> [Do this]
Look through the entries and report how many lines include the word "that". Give the number alone.

Start of Data shown

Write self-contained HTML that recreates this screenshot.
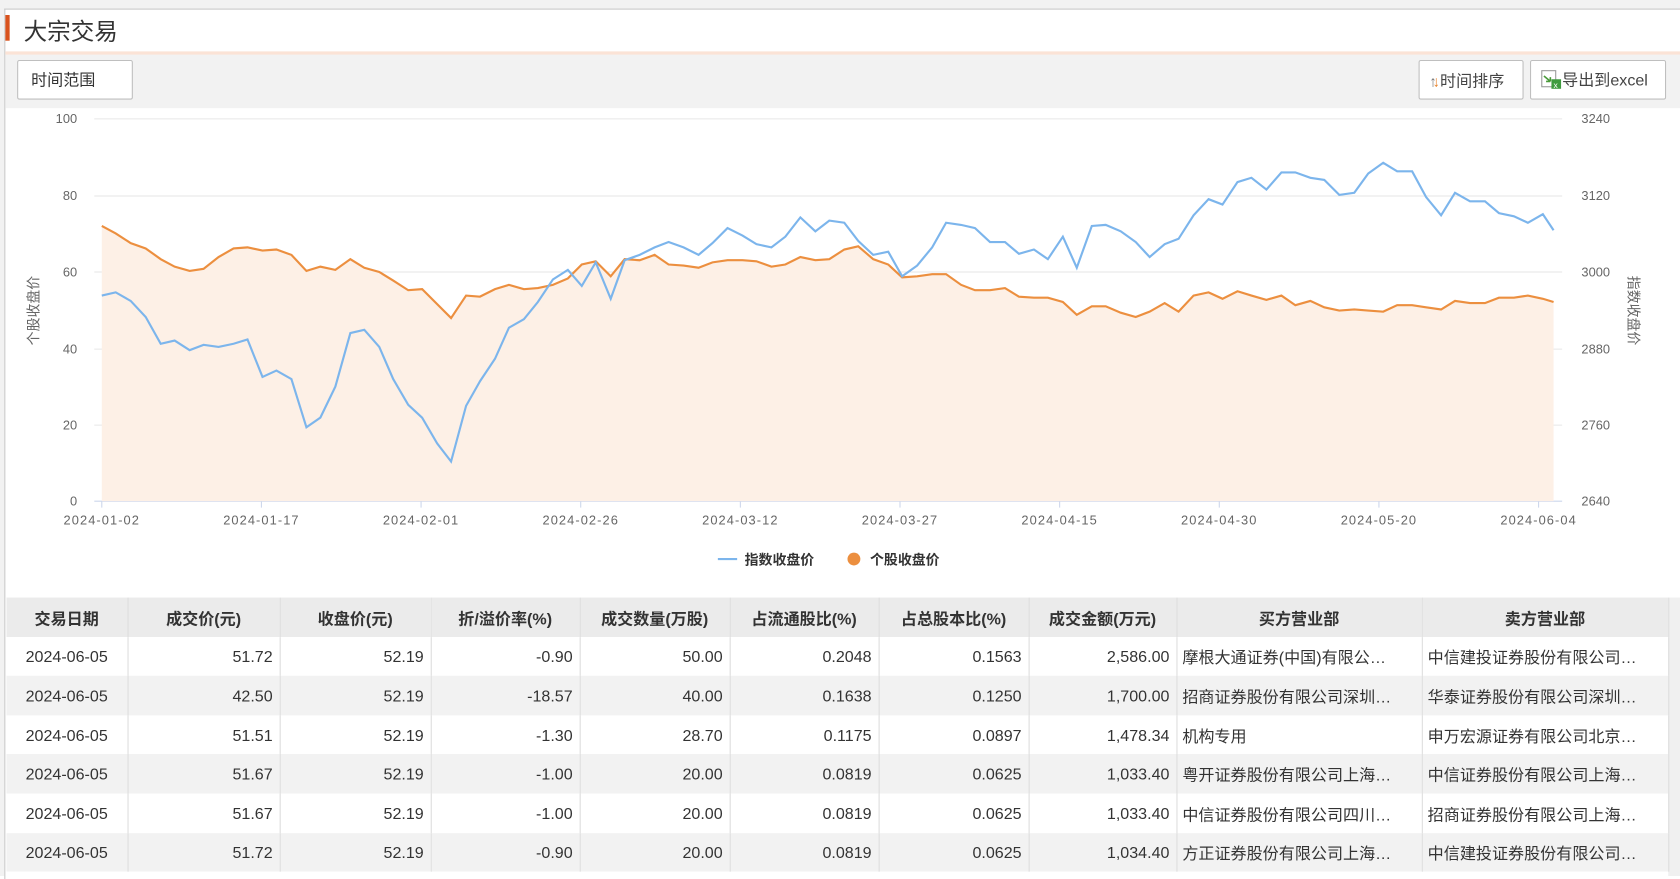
<!DOCTYPE html>
<html><head><meta charset="utf-8"><style>
html,body{margin:0;padding:0;background:#fff;width:1680px;height:876px;overflow:hidden}
#w{position:absolute;left:0;top:0;width:1568px;height:818px;transform:scale(1.071429,1.070905);transform-origin:0 0;font-family:"Liberation Sans","Noto Sans CJK SC",sans-serif;background:#f2f2f2}
.box{position:absolute;left:4px;top:8px;width:1564px;height:812px;background:#fff;border-left:1px solid #c8c8c8;border-top:1px solid #c8c8c8}
.tb{position:absolute;left:5px;top:48px;width:1563px;height:50px;background:#f2f2f2;border-top:3px solid #fbe3d6}
.btn{position:absolute;background:#fff;border:1px solid #bfbfbf;border-radius:2px;font-size:15px;color:#333;line-height:38px;box-sizing:border-box}
table{position:absolute;left:6px;top:558px;border-collapse:collapse;font-size:15px;color:#333}
td,th{height:36.6px;padding:2px 6px 0;border-right:1px solid #ddd;white-space:nowrap;overflow:hidden;box-sizing:border-box}
th{background:#ebebeb;font-weight:bold;text-align:center}
td{text-align:right}
td.c{text-align:center}td.l{text-align:left;padding-left:5px}
tr.g td{background:#f2f2f2}
</style></head><body><div id="w">
<div class="box"></div>
<div style="position:absolute;left:5px;top:14px;width:4px;height:24px;background:#d9531e"></div>
<div style="position:absolute;left:22px;top:12px;font-size:22px;color:#333">大宗交易</div>
<div class="tb"></div>
<div class="btn" style="left:16px;top:56px;width:108px;height:37px;padding-left:12px">时间范围</div>
<div class="btn" style="left:1324px;top:56px;width:98px;height:37px;padding-left:9px;color:#444"><span style="font-size:14px;color:#777;font-weight:bold">↑</span><span style="font-size:14px;color:#e8832a;margin-left:-4px;font-weight:bold">↓</span>时间排序</div>
<div class="btn" style="left:1428px;top:56px;width:127px;height:37px;padding-left:9px;color:#444"><svg width="20" height="18" style="vertical-align:-3px"><rect x="1" y="1" width="13" height="15" fill="#fff" stroke="#999"/><path d="M3 6l6 5M9 11h-4M9 11v-4" stroke="#4a9a3a" fill="none" stroke-width="1.5"/><rect x="10" y="9" width="9" height="9" fill="#3f9b3f"/><text x="12" y="17" font-size="8" fill="#fff">x</text></svg>导出到excel</div>
<svg style="position:absolute;left:0;top:98px" width="1568" height="460" viewBox="0 98 1568 460" font-family="Liberation Sans,sans-serif" font-size="12" fill="#666">
<g stroke="#e6e6e6"><line x1="88" y1="111" x2="1458" y2="111"/><line x1="88" y1="183" x2="1458" y2="183"/><line x1="88" y1="254" x2="1458" y2="254"/><line x1="88" y1="326" x2="1458" y2="326"/><line x1="88" y1="397" x2="1458" y2="397"/></g>
<line x1="88" y1="468" x2="1458" y2="468" stroke="#ccd6eb"/>
<g stroke="#ccd6eb"><line x1="95" y1="468" x2="95" y2="474"/><line x1="244" y1="468" x2="244" y2="474"/><line x1="393" y1="468" x2="393" y2="474"/><line x1="542" y1="468" x2="542" y2="474"/><line x1="691" y1="468" x2="691" y2="474"/><line x1="840" y1="468" x2="840" y2="474"/><line x1="989" y1="468" x2="989" y2="474"/><line x1="1138" y1="468" x2="1138" y2="474"/><line x1="1287" y1="468" x2="1287" y2="474"/><line x1="1436" y1="468" x2="1436" y2="474"/></g>
<g text-anchor="end"><text x="72" y="115">100</text><text x="72" y="187">80</text><text x="72" y="258">60</text><text x="72" y="330">40</text><text x="72" y="401">20</text><text x="72" y="472">0</text></g>
<g><text x="1476" y="115">3240</text><text x="1476" y="187">3120</text><text x="1476" y="258">3000</text><text x="1476" y="330">2880</text><text x="1476" y="401">2760</text><text x="1476" y="472">2640</text></g>
<g text-anchor="middle" letter-spacing="1"><text x="95" y="490">2024-01-02</text><text x="244" y="490">2024-01-17</text><text x="393" y="490">2024-02-01</text><text x="542" y="490">2024-02-26</text><text x="691" y="490">2024-03-12</text><text x="840" y="490">2024-03-27</text><text x="989" y="490">2024-04-15</text><text x="1138" y="490">2024-04-30</text><text x="1287" y="490">2024-05-20</text><text x="1436" y="490">2024-06-04</text></g>
<text transform="translate(36,290) rotate(-90)" text-anchor="middle" font-size="13" font-family="Noto Sans CJK SC">个股收盘价</text>
<text transform="translate(1520,290) rotate(90)" text-anchor="middle" font-size="13" font-family="Noto Sans CJK SC">指数收盘价</text>
<polygon fill="#fdf0e6" points="95,211 108,218 122,227 136,232 150,242 163,249 177,253 190,251 204,240 218,232 231,231 245,234 258,233 272,238 286,253 299,249 313,252 327,242 340,250 354,254 367,262 381,271 394,270 408,284 421,297 435,276 448,277 462,270 475,266 489,270 502,269 516,266 530,260 543,247 556,244 570,258 583,242 597,243 611,238 624,247 638,248 652,250 665,245 679,243 693,243 706,244 720,249 733,247 747,240 761,243 774,242 788,233 801,230 815,242 829,247 842,259 856,258 870,256 883,256 897,266 910,271 924,271 938,269 951,277 965,278 978,278 992,282 1005,294 1019,286 1032,286 1046,292 1060,296 1073,291 1087,283 1100,291 1114,276 1128,273 1141,279 1155,272 1168,276 1182,280 1196,276 1209,285 1223,281 1236,287 1250,290 1264,289 1277,290 1291,291 1304,285 1318,285 1331,287 1345,289 1358,281 1372,283 1386,283 1399,278 1413,278 1426,276 1440,279 1450,282 1450,468 95,468"/>
<polyline fill="none" stroke="#ec8f3f" stroke-width="2" points="95,211 108,218 122,227 136,232 150,242 163,249 177,253 190,251 204,240 218,232 231,231 245,234 258,233 272,238 286,253 299,249 313,252 327,242 340,250 354,254 367,262 381,271 394,270 408,284 421,297 435,276 448,277 462,270 475,266 489,270 502,269 516,266 530,260 543,247 556,244 570,258 583,242 597,243 611,238 624,247 638,248 652,250 665,245 679,243 693,243 706,244 720,249 733,247 747,240 761,243 774,242 788,233 801,230 815,242 829,247 842,259 856,258 870,256 883,256 897,266 910,271 924,271 938,269 951,277 965,278 978,278 992,282 1005,294 1019,286 1032,286 1046,292 1060,296 1073,291 1087,283 1100,291 1114,276 1128,273 1141,279 1155,272 1168,276 1182,280 1196,276 1209,285 1223,281 1236,287 1250,290 1264,289 1277,290 1291,291 1304,285 1318,285 1331,287 1345,289 1358,281 1372,283 1386,283 1399,278 1413,278 1426,276 1440,279 1450,282"/>
<polyline fill="none" stroke="#7cb5ec" stroke-width="2" points="95,276 108,273 122,281 136,296 150,321 163,318 177,327 190,322 204,324 218,321 231,317 245,352 258,346 272,354 286,399 299,390 313,361 327,311 340,308 354,324 367,354 381,378 394,390 408,414 421,431 435,379 448,356 462,335 475,306 489,298 502,282 516,261 530,252 543,267 556,245 570,279 583,243 597,238 611,231 624,226 638,231 652,238 665,227 679,213 693,220 706,228 720,231 733,221 747,203 761,216 774,206 788,208 801,225 815,238 829,235 842,258 856,248 870,231 883,208 897,210 910,213 924,226 938,226 951,237 965,233 978,242 992,221 1005,250 1019,211 1032,210 1046,216 1060,226 1073,240 1087,228 1100,223 1114,201 1128,186 1141,191 1155,170 1168,166 1182,177 1196,161 1209,161 1223,166 1236,168 1250,182 1264,180 1277,162 1291,152 1304,160 1318,160 1331,184 1345,201 1358,180 1372,188 1386,188 1399,199 1413,202 1426,208 1440,200 1450,215"/>
<line x1="670" y1="522" x2="688" y2="522" stroke="#7cb5ec" stroke-width="2"/>
<text x="695" y="527" font-size="13" font-weight="bold" fill="#333" font-family="Noto Sans CJK SC">指数收盘价</text>
<circle cx="797" cy="522" r="6" fill="#ec8f3f"/>
<text x="812" y="527" font-size="13" font-weight="bold" fill="#333" font-family="Noto Sans CJK SC">个股收盘价</text>
</svg>
<div style="position:absolute;left:1557px;top:558px;width:11px;height:260px;background:#f0f0f0"></div>
<table>
<colgroup><col style="width:113px"><col style="width:142px"><col style="width:141px"><col style="width:139px"><col style="width:140px"><col style="width:139px"><col style="width:140px"><col style="width:138px"><col style="width:229px"><col style="width:230px"></colgroup>
<tr><th>交易日期</th><th>成交价(元)</th><th>收盘价(元)</th><th>折/溢价率(%)</th><th>成交数量(万股)</th><th>占流通股比(%)</th><th>占总股本比(%)</th><th>成交金额(万元)</th><th>买方营业部</th><th>卖方营业部</th></tr>
<tr><td class="c">2024-06-05</td><td>51.72</td><td>52.19</td><td>-0.90</td><td>50.00</td><td>0.2048</td><td>0.1563</td><td>2,586.00</td><td class="l">摩根大通证券(中国)有限公…</td><td class="l">中信建投证券股份有限公司…</td></tr>
<tr class="g"><td class="c">2024-06-05</td><td>42.50</td><td>52.19</td><td>-18.57</td><td>40.00</td><td>0.1638</td><td>0.1250</td><td>1,700.00</td><td class="l">招商证券股份有限公司深圳…</td><td class="l">华泰证券股份有限公司深圳…</td></tr>
<tr><td class="c">2024-06-05</td><td>51.51</td><td>52.19</td><td>-1.30</td><td>28.70</td><td>0.1175</td><td>0.0897</td><td>1,478.34</td><td class="l">机构专用</td><td class="l">申万宏源证券有限公司北京…</td></tr>
<tr class="g"><td class="c">2024-06-05</td><td>51.67</td><td>52.19</td><td>-1.00</td><td>20.00</td><td>0.0819</td><td>0.0625</td><td>1,033.40</td><td class="l">粤开证券股份有限公司上海…</td><td class="l">中信证券股份有限公司上海…</td></tr>
<tr><td class="c">2024-06-05</td><td>51.67</td><td>52.19</td><td>-1.00</td><td>20.00</td><td>0.0819</td><td>0.0625</td><td>1,033.40</td><td class="l">中信证券股份有限公司四川…</td><td class="l">招商证券股份有限公司上海…</td></tr>
<tr class="g"><td class="c">2024-06-05</td><td>51.72</td><td>52.19</td><td>-0.90</td><td>20.00</td><td>0.0819</td><td>0.0625</td><td>1,034.40</td><td class="l">方正证券股份有限公司上海…</td><td class="l">中信建投证券股份有限公司…</td></tr>
</table>
</div></body></html>
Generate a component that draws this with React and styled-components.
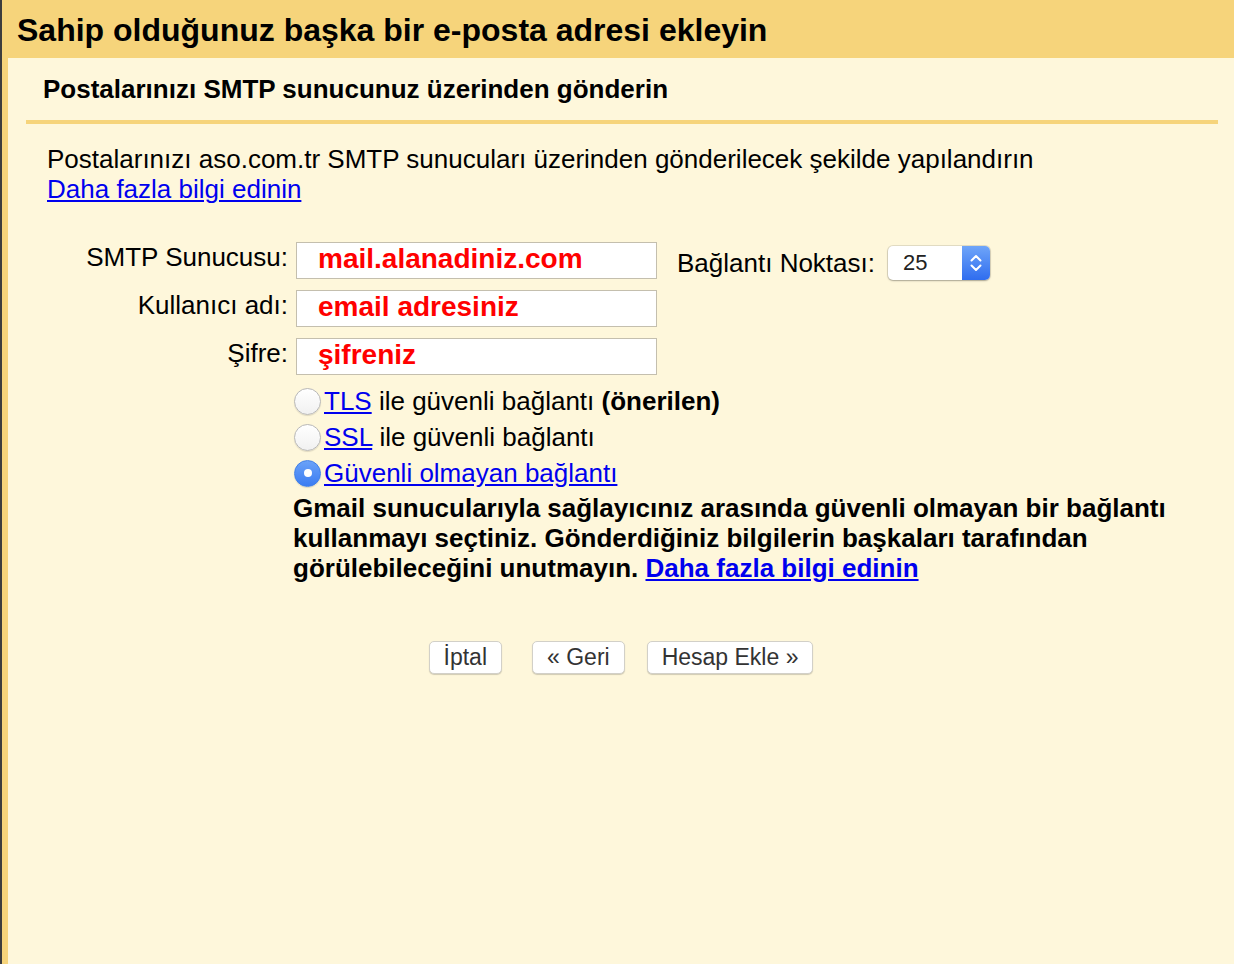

End of Data shown

> [Final answer]
2